The Australian International Documentary Conference celebrated a record-breaking edition after holding its first expanded in-person event after two previous hybrid and virtual outings.

Held at Melbourne’s Australia Centre for the Moving Image on March 5- 8, the lively four-day conference of industry panels, screenings and networking events was followed by a three-day online international marketplace (March 9 – 11) that drew 820 documentary and factual industry delegates. The numbers were the highest in 20 years and the most attendees since the event relocated to Melbourne in 2016.

The third annual awards were also announced on March 8 with the top prize for best documentary feature going to “Wash My Soul in the River’s Flow,” director Philippa Bateman’s portrait of musician and activists Archie Roach and Ruby Hunter.

The award for best documentary/factual series was won by Blackfella Films’ “The Australian Wars,” a three-part series, commissioned by SBS, that illuminates and questions Australia’s dark colonial past. The prize for best documentary in the factual single category was won by Tamarind Tree Pictures and ABC’s “Still We Rise.”

With the overall theme of “Agents of Change,” 715 delegates in-person and 105 online participants from 21 countries attended. These included 147 local and international speakers in a conference program of 52 sessions, pitches, workshops and screenings, and a record 617 curated meetings.

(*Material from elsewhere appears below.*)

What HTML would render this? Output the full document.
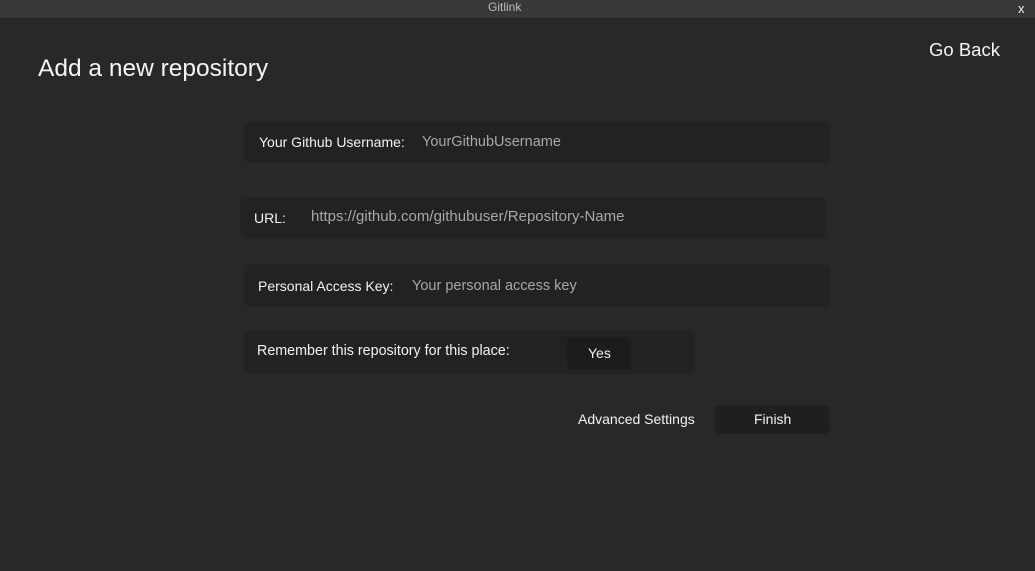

Headliners, Oscar winner Daniel Roher (“Navalny”) and Oscar nominee Sara Dosa (“Fire of Love”) had originally planned to attend in-person, but appeared on zoom as their Oscar commitments prevented travel. In-person industry attendees included representatives from Hot Docs, TVF International, ARTE (France), Al Jazeera (English), Dogwoof, BBC Storyville, Naked Television, ABC (Australia), Paramount Plus, Stan and SBS.

“It’s easy to find stories outside the U.S. if you show up at the Toronto Film Festival, but what about the stores that are not as easy to get,” said Erika Dilday, executive producer at American Documentary and POV. “It was great to see the diversity of stories that were on offer.”

In addition to the value of deals struck, the event also unlocked some A$350,000 ($234,000) of project development finance, prizes, awards and development opportunities. Funding partners included Screen Australia, Shark Island Foundation, DocPlay and The Post Lounge. Awards partnerships included AFTRS, Deakin Motion Lab, Artisan Post Group and Film Finances.

“We have room to grow to increase our international presence and that creates greater opportunities for Australian documentary makers to find global buyers and audiences,” said Natasha Gadd, CEO and AIDC creative director.